В саркофаге дочери Ивана Грозного, младенца Марии «…мышьяка найдено в 47 раз больше предельно допустимой нормы…» [63, с. 109].
Но ведь и количества ртути, обнаруженного в ее останках, оказалось выше предельно допустимого в пять
Так что совсем не без оснований на повальную смертность в семействе Алексея Михайловича следует смотреть как на вполне закономерную травлю конкурентов на трон заинтересованных в воцарении Петра лиц. А потому становится вполне очевидным, что волю законного взрослого наследника, царевича Иоанна, сковал страх…
Однако ж и страх не избавил его от достаточно скоропостижной смерти, которая слишком подозрительно рано случилась и у всех прочих лиц мужского пола из его семейства.
С девочками же было совсем по-другому. Да, люто пытали Софью, что изощренно производил лично поднаторевший в данном вопросе ее якобы брат. И сестре ее, царевне Марфе, пришлось не сладко. Но Софья, несмотря на перенесенные ею нечеловеческие пытки и ужасающее содержание в застенке, когда трупы стрельцов целую зиму раскачивал ветер перед ее окнами, прожила до 1704 года, а царевна Марфа и до пожилого возраста. Значит, и миф о каком-то якобы чисто врожденном нездоровье умерших подряд стольких мальчиков так и останется мифом.

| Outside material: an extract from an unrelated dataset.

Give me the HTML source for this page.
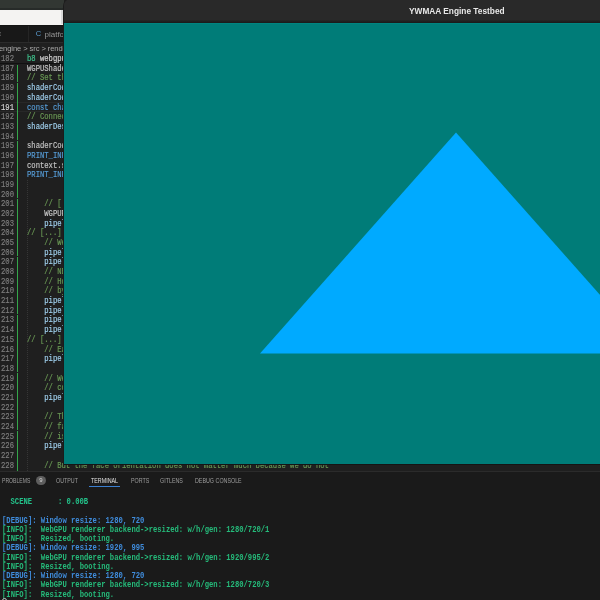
<!DOCTYPE html>
<html><head><meta charset="utf-8">
<style>
html,body{margin:0;padding:0;width:600px;height:600px;overflow:hidden;background:#1f1f1f;}
body{position:relative;font-family:"Liberation Sans",sans-serif;}
#wrap{position:absolute;left:0;top:0;width:600px;height:600px;will-change:transform;}
#topbar{position:absolute;left:0;top:0;width:64px;height:8px;background:#323733;}
#topline{position:absolute;left:0;top:8px;width:64px;height:2px;background:#272b29;}
#whitebar{position:absolute;left:0;top:10px;width:63px;height:14.7px;background:#f4f3f2;}
#whiteedge{position:absolute;left:61px;top:10px;width:2px;height:14px;background:#d8d8d8;}
#blackline{position:absolute;left:0;top:24.7px;width:64px;height:1.3px;background:#141414;}
#tabs{position:absolute;left:0;top:26px;width:64px;height:15.5px;background:#181818;}
#tab2{position:absolute;left:28px;top:26px;width:36px;height:15.5px;background:#181818;border-left:1px solid #252525;}
#tabsb{position:absolute;left:0;top:41.5px;width:64px;height:1px;background:#2b2b2b;}
.sans{font-family:"Liberation Sans",sans-serif;white-space:nowrap;position:absolute;}
.ln{position:absolute;left:0;width:14px;text-align:right;font-family:"Liberation Mono",monospace;font-size:7.2px;line-height:9.68px;color:#7e7e7e;white-space:pre;transform-origin:0 6.76px;transform:scaleY(1.15);-webkit-text-stroke:0.15px currentColor;}
.ln.cur{color:#d6d6d6;}
.cl{position:absolute;font-family:"Liberation Mono",monospace;font-size:7.2px;line-height:9.68px;white-space:pre;transform-origin:0 6.76px;transform:scaleY(1.15);-webkit-text-stroke:0.15px currentColor;}
.gut{position:absolute;left:16.6px;width:1.7px;background:#34a64a;}
#ind{position:absolute;left:27.4px;top:180px;width:0;height:291px;border-left:1px dotted #363636;}
#curline{position:absolute;left:0;top:101.5px;width:64px;height:8.6px;border-top:1px solid #282828;border-bottom:1px solid #282828;}
#sticky{position:absolute;left:0;top:54px;width:64px;height:9px;background:#1f1f1f;}
#stickysh{position:absolute;left:0;top:63px;width:64px;height:1px;background:#111;}
#panel{position:absolute;left:0;top:471px;width:600px;height:128.5px;background:#1a1a1a;border-top:1px solid #2b2b2b;}
.pt{position:absolute;top:477px;font-size:6.3px;line-height:8px;color:#9d9d9d;transform-origin:0 0;transform:scaleX(0.85);white-space:nowrap;}
#badge{position:absolute;left:36px;top:475.8px;width:9.6px;height:9.6px;border-radius:50%;background:#5e5e5e;color:#d8d8d8;font-size:6px;line-height:9.6px;text-align:center;}
#tul{position:absolute;left:89.3px;top:485.8px;width:31px;height:1px;background:#3b7fd0;}
.tl{position:absolute;left:2px;font-family:"Liberation Mono",monospace;font-weight:bold;font-size:7.2px;line-height:9.27px;white-space:pre;transform-origin:0 50%;transform:scaleY(1.15);}
.dbg{color:#3f8cdc;}
.inf{color:#25ba7a;}
#scene{position:absolute;left:10.5px;top:498.3px;font-family:"Liberation Mono",monospace;font-weight:bold;font-size:7.2px;line-height:9.27px;white-space:pre;color:#23c28a;transform-origin:0 50%;transform:scaleY(1.15);}
#win{position:absolute;left:63px;top:-1.25px;width:800px;height:465.25px;background:#1b1b1b;border-top-left-radius:7px;overflow:hidden;}
#teal{position:absolute;left:1px;top:23.75px;width:800px;height:441.5px;background:#007c78;border-top:1px solid #008480;}
#title{position:absolute;left:1px;top:0.6px;width:100%;height:23.15px;background:linear-gradient(to bottom,#292929 0,#292929 20.6px,#1c1c1c 23.15px);border-top-left-radius:6.3px;}
#ttext{position:absolute;left:345px;top:6.75px;font-weight:bold;font-size:8.8px;line-height:10px;color:#e8e8e8;white-space:nowrap;transform-origin:0 0;transform:scaleX(0.945);}
</style></head><body><div id="wrap">
<div id="topbar"></div><div id="topline"></div>
<div id="whitebar"></div>
<div id="whiteedge"></div>
<div id="blackline"></div>
<div id="tabs"></div>
<div id="tab2"></div>
<div id="tabsb"></div>
<div class="sans" style="left:35.8px;top:29.5px;font-size:7.6px;line-height:8px;color:#5a9bd0;">C</div>
<div class="sans" style="left:-2.5px;top:29.5px;font-size:7px;line-height:8px;color:#8a8a8a;">c</div>
<div class="sans" style="left:44.5px;top:29.5px;font-size:8px;line-height:10px;color:#969696;">platform</div>
<div class="sans" style="left:-1px;top:43.5px;font-size:7.6px;line-height:10px;color:#a9a9a9;letter-spacing:-0.1px;">engine &gt; src &gt; renderer</div>
<div id="sticky"></div>
<div class="ln" style="top:54.9px">182</div>
<div class="cl" style="top:54.9px;left:27px"><span style="color:#3fc48e">b8</span> <span style="color:#d4d4d4">webgpu</span></div>
<div id="stickysh"></div>
<div id="curline"></div>
<div class="gut" style="top:64.50px;height:17.46px"></div>
<div class="gut" style="top:82.86px;height:57.18px"></div>
<div class="gut" style="top:140.94px;height:57.18px"></div>
<div class="gut" style="top:199.02px;height:57.18px"></div>
<div class="gut" style="top:257.10px;height:57.18px"></div>
<div class="gut" style="top:315.18px;height:57.18px"></div>
<div class="gut" style="top:373.26px;height:57.18px"></div>
<div class="gut" style="top:431.34px;height:39.66px"></div>
<div id="ind"></div>
<div class="ln" style="top:64.80px">187</div>
<div class="cl" style="top:64.80px;left:27.00px"><span style="color:#c4c4c4">WGPUShaderModuleDescriptor</span></div>
<div class="ln" style="top:74.48px">188</div>
<div class="cl" style="top:74.48px;left:27.00px"><span style="color:#6a9955">// Set the source code</span></div>
<div class="ln" style="top:84.16px">189</div>
<div class="cl" style="top:84.16px;left:27.00px"><span style="color:#a0d0ee">shaderCodeDesc</span></div>
<div class="ln" style="top:93.84px">190</div>
<div class="cl" style="top:93.84px;left:27.00px"><span style="color:#a0d0ee">shaderCodeDesc</span></div>
<div class="ln cur" style="top:103.52px">191</div>
<div class="cl" style="top:103.52px;left:27.00px"><span style="color:#569cd6">const char*</span></div>
<div class="ln" style="top:113.20px">192</div>
<div class="cl" style="top:113.20px;left:27.00px"><span style="color:#6a9955">// Connect the chain</span></div>
<div class="ln" style="top:122.88px">193</div>
<div class="cl" style="top:122.88px;left:27.00px"><span style="color:#a0d0ee">shaderDesc</span></div>
<div class="ln" style="top:132.56px">194</div>
<div class="ln" style="top:142.24px">195</div>
<div class="cl" style="top:142.24px;left:27.00px"><span style="color:#c4c4c4">shaderCodeDesc</span></div>
<div class="ln" style="top:151.92px">196</div>
<div class="cl" style="top:151.92px;left:27.00px"><span style="color:#569cd6">PRINT_INFO</span></div>
<div class="ln" style="top:161.60px">197</div>
<div class="cl" style="top:161.60px;left:27.00px"><span style="color:#c4c4c4">context.shader</span></div>
<div class="ln" style="top:171.28px">198</div>
<div class="cl" style="top:171.28px;left:27.00px"><span style="color:#569cd6">PRINT_INFO</span></div>
<div class="ln" style="top:180.96px">199</div>
<div class="ln" style="top:190.64px">200</div>
<div class="ln" style="top:200.32px">201</div>
<div class="cl" style="top:200.32px;left:44.28px"><span style="color:#6a9955">// [...]</span></div>
<div class="ln" style="top:210.00px">202</div>
<div class="cl" style="top:210.00px;left:44.28px"><span style="color:#c4c4c4">WGPURenderPipeline</span></div>
<div class="ln" style="top:219.68px">203</div>
<div class="cl" style="top:219.68px;left:44.28px"><span style="color:#a0d0ee">pipelineDesc</span></div>
<div class="ln" style="top:229.36px">204</div>
<div class="cl" style="top:229.36px;left:27.00px"><span style="color:#6a9955">// [...]</span></div>
<div class="ln" style="top:239.04px">205</div>
<div class="cl" style="top:239.04px;left:44.28px"><span style="color:#6a9955">// We use</span></div>
<div class="ln" style="top:248.72px">206</div>
<div class="cl" style="top:248.72px;left:44.28px"><span style="color:#a0d0ee">pipelineDesc</span></div>
<div class="ln" style="top:258.40px">207</div>
<div class="cl" style="top:258.40px;left:44.28px"><span style="color:#a0d0ee">pipelineDesc</span></div>
<div class="ln" style="top:268.08px">208</div>
<div class="cl" style="top:268.08px;left:44.28px"><span style="color:#6a9955">// NB</span></div>
<div class="ln" style="top:277.76px">209</div>
<div class="cl" style="top:277.76px;left:44.28px"><span style="color:#6a9955">// How</span></div>
<div class="ln" style="top:287.44px">210</div>
<div class="cl" style="top:287.44px;left:44.28px"><span style="color:#6a9955">// by</span></div>
<div class="ln" style="top:297.12px">211</div>
<div class="cl" style="top:297.12px;left:44.28px"><span style="color:#a0d0ee">pipelineDesc</span></div>
<div class="ln" style="top:306.80px">212</div>
<div class="cl" style="top:306.80px;left:44.28px"><span style="color:#a0d0ee">pipelineDesc</span></div>
<div class="ln" style="top:316.48px">213</div>
<div class="cl" style="top:316.48px;left:44.28px"><span style="color:#a0d0ee">pipelineDesc</span></div>
<div class="ln" style="top:326.16px">214</div>
<div class="cl" style="top:326.16px;left:44.28px"><span style="color:#a0d0ee">pipelineDesc</span></div>
<div class="ln" style="top:335.84px">215</div>
<div class="cl" style="top:335.84px;left:27.00px"><span style="color:#6a9955">// [...]</span></div>
<div class="ln" style="top:345.52px">216</div>
<div class="cl" style="top:345.52px;left:44.28px"><span style="color:#6a9955">// Each</span></div>
<div class="ln" style="top:355.20px">217</div>
<div class="cl" style="top:355.20px;left:44.28px"><span style="color:#a0d0ee">pipelineDesc</span></div>
<div class="ln" style="top:364.88px">218</div>
<div class="ln" style="top:374.56px">219</div>
<div class="cl" style="top:374.56px;left:44.28px"><span style="color:#6a9955">// We</span></div>
<div class="ln" style="top:384.24px">220</div>
<div class="cl" style="top:384.24px;left:44.28px"><span style="color:#6a9955">// could</span></div>
<div class="ln" style="top:393.92px">221</div>
<div class="cl" style="top:393.92px;left:44.28px"><span style="color:#a0d0ee">pipelineDesc</span></div>
<div class="ln" style="top:403.60px">222</div>
<div class="ln" style="top:413.28px">223</div>
<div class="cl" style="top:413.28px;left:44.28px"><span style="color:#6a9955">// The</span></div>
<div class="ln" style="top:422.96px">224</div>
<div class="cl" style="top:422.96px;left:44.28px"><span style="color:#6a9955">// face</span></div>
<div class="ln" style="top:432.64px">225</div>
<div class="cl" style="top:432.64px;left:44.28px"><span style="color:#6a9955">// is</span></div>
<div class="ln" style="top:442.32px">226</div>
<div class="cl" style="top:442.32px;left:44.28px"><span style="color:#a0d0ee">pipelineDesc</span></div>
<div class="ln" style="top:452.00px">227</div>
<div class="ln" style="top:461.68px">228</div>
<div class="cl" style="top:461.68px;left:44.28px"><span style="color:#6a9955">// But the face orientation does not matter much because we do not</span></div>
<div id="panel"></div>
<div class="pt" style="left:2px;transform:scaleX(0.81);">PROBLEMS</div>
<div id="badge">9</div>
<div class="pt" style="left:56px;">OUTPUT</div>
<div class="pt" style="left:90.8px;color:#e0e0e0;">TERMINAL</div>
<div id="tul"></div>
<div class="pt" style="left:131px;">PORTS</div>
<div class="pt" style="left:160.2px;">GITLENS</div>
<div class="pt" style="left:194.8px;">DEBUG CONSOLE</div>
<div id="scene">SCENE      : 0.00B</div>
<div class="tl dbg" style="top:516.60px">[DEBUG]: Window resize: 1280, 720</div>
<div class="tl inf" style="top:525.87px">[INFO]:  WebGPU renderer backend->resized: w/h/gen: 1280/720/1</div>
<div class="tl inf" style="top:535.14px">[INFO]:  Resized, booting.</div>
<div class="tl dbg" style="top:544.41px">[DEBUG]: Window resize: 1920, 995</div>
<div class="tl inf" style="top:553.68px">[INFO]:  WebGPU renderer backend->resized: w/h/gen: 1920/995/2</div>
<div class="tl inf" style="top:562.95px">[INFO]:  Resized, booting.</div>
<div class="tl dbg" style="top:572.22px">[DEBUG]: Window resize: 1280, 720</div>
<div class="tl inf" style="top:581.49px">[INFO]:  WebGPU renderer backend->resized: w/h/gen: 1280/720/3</div>
<div class="tl inf" style="top:590.76px">[INFO]:  Resized, booting.</div>
<div style="position:absolute;left:1.6px;top:597.6px;width:3.6px;height:3.6px;border:1.1px solid #b8b8b8;border-radius:50%;"></div>
<div style="position:absolute;left:64px;top:464px;width:536px;height:1.2px;background:#151515;"></div>
<div id="win">
  <div id="teal"></div><div id="title"><div id="ttext">YWMAA Engine Testbed</div></div>
  <svg width="800" height="464" style="position:absolute;left:1px;top:1.25px">
    <polygon points="392,132.5 196,353.5 588,353.5" fill="#00aaff"/>
  </svg>
</div>
</div></body></html>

Усаженные же реформами Петра дамочки покутили на русском престоле весьма ощутимо. И по отношению к русскому человеку их политика ничем не была лучше предшествующей им петровской. В частности, при правлении самого свирепого из временщиков Бирона:
«…жестокости и вообще крутые меры, которыми отличалась эпоха царствования Анны Ивановны, не были исключительным свойством этой эпохи, не с ней начали они появляться в России, не с нею и прекратились. Правление Петра Великого ознаменовалось еще более жестокими, крутыми преследованиями всего противного высочайшей власти. Поступки князя Ромодановского в Преображенском приказе ничуть не мягче и не человечнее поступков Андрея Ивановича Ушакова в Тайной канцелярии» [51, с. 931].

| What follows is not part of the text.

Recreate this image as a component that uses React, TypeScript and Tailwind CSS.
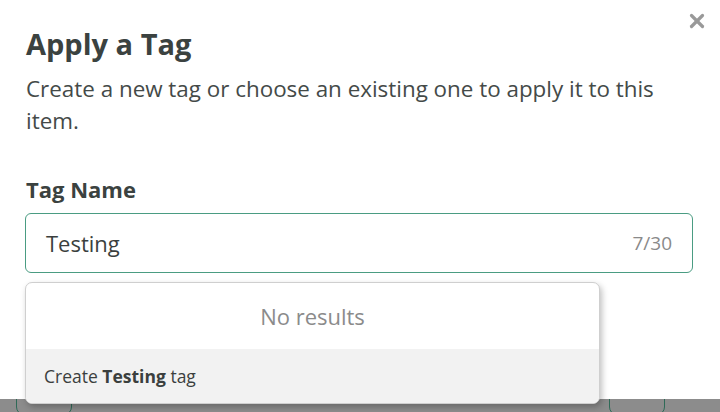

Но если наструганный Петром флот сгнил, фабрики развалились, наштампованные в неимовернейшем количестве книги, за неимением покупателя, преданы огню, то Тайная канцелярия полностью переместилась через царствования Екатерины I, Петра II, Анны Иоанновны в царствование Елизаветы и никуда не исчезла и после нее:
«Обыкновенно ставят в заслугу Елисавете Петровне уничтожение смертной казни и некоторое смягчающее движение в законодательстве относительно употребления пыток при расследованиях; но мы не видим тут смягчения нравов и проявления человеколюбия, потому что в рассматриваемую эпоху продолжались страшные пытки — рвание ноздрей, битье кнутом, урезанье языка и тяжелые ссылки, часто даже людей совершенно невинных. Народные массы не наслаждались довольством, спокойствием и безопасностью. Несомненным свидетельством этому служат разбойничьи шайки, препятствовавшие не только торговле и промыслам, но даже мирному состоянию обывателей, а крестьянские возмущения, постоянно требовавшие укрощения воинскими командами, разразились народными волнениями в близкое этому царствованию время императрицы Екатерины II» [51, с. 1016].

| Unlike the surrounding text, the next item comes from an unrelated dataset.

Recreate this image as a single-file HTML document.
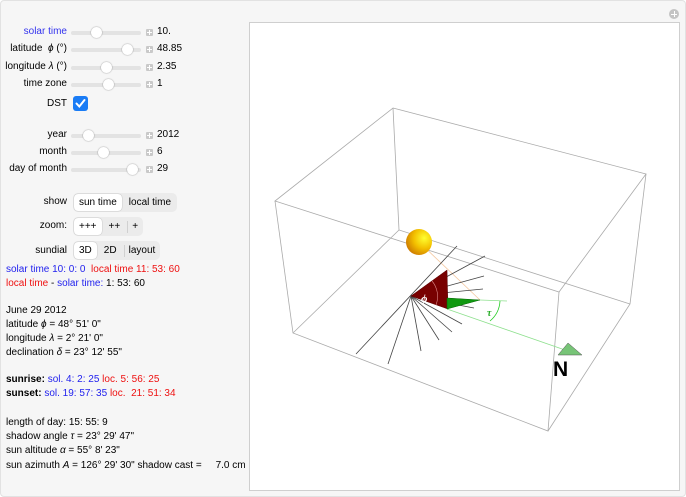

Так что все то же творилось и при Елизавете, когда сменились лишь исполнители. Оставленные же Историками истории повествуют лишь о ее кутежах:
«Елисавета наследовала энергию своего великого отца, строила дворцы в 24 часа и в двое суток проезжала тогдашний путь от Москвы до Петербурга, исправно платя за каждую загнанную лошадь… Елисавета с 300 000 своей армией могла стать вершительницей европейских судеб; карта Европы лежала перед ней в ее распоряжении, но она так редко на нее заглядывала, что до конца жизни была уверена в возможности проехать в Англию сухим путем. Ленивая и капризная, пугавшаяся всякой серьезной мысли, питавшая отвращение ко всякому деловому занятию, Елисавета не могла войти в международные отношения тогдашней Европы и понять дипломатические хитросплетения своего канцлера Бестужева… Елисавета Петровна оставила после себя в гардеробе с лишком 15 000 платьев, два сундука шелковых чулок, кучу неоплаченных счетов и недостроенный громадный Зимний дворец, поглотивший с 1755 по 1761 г. более 10 000 000 руб.» [136, с. 92].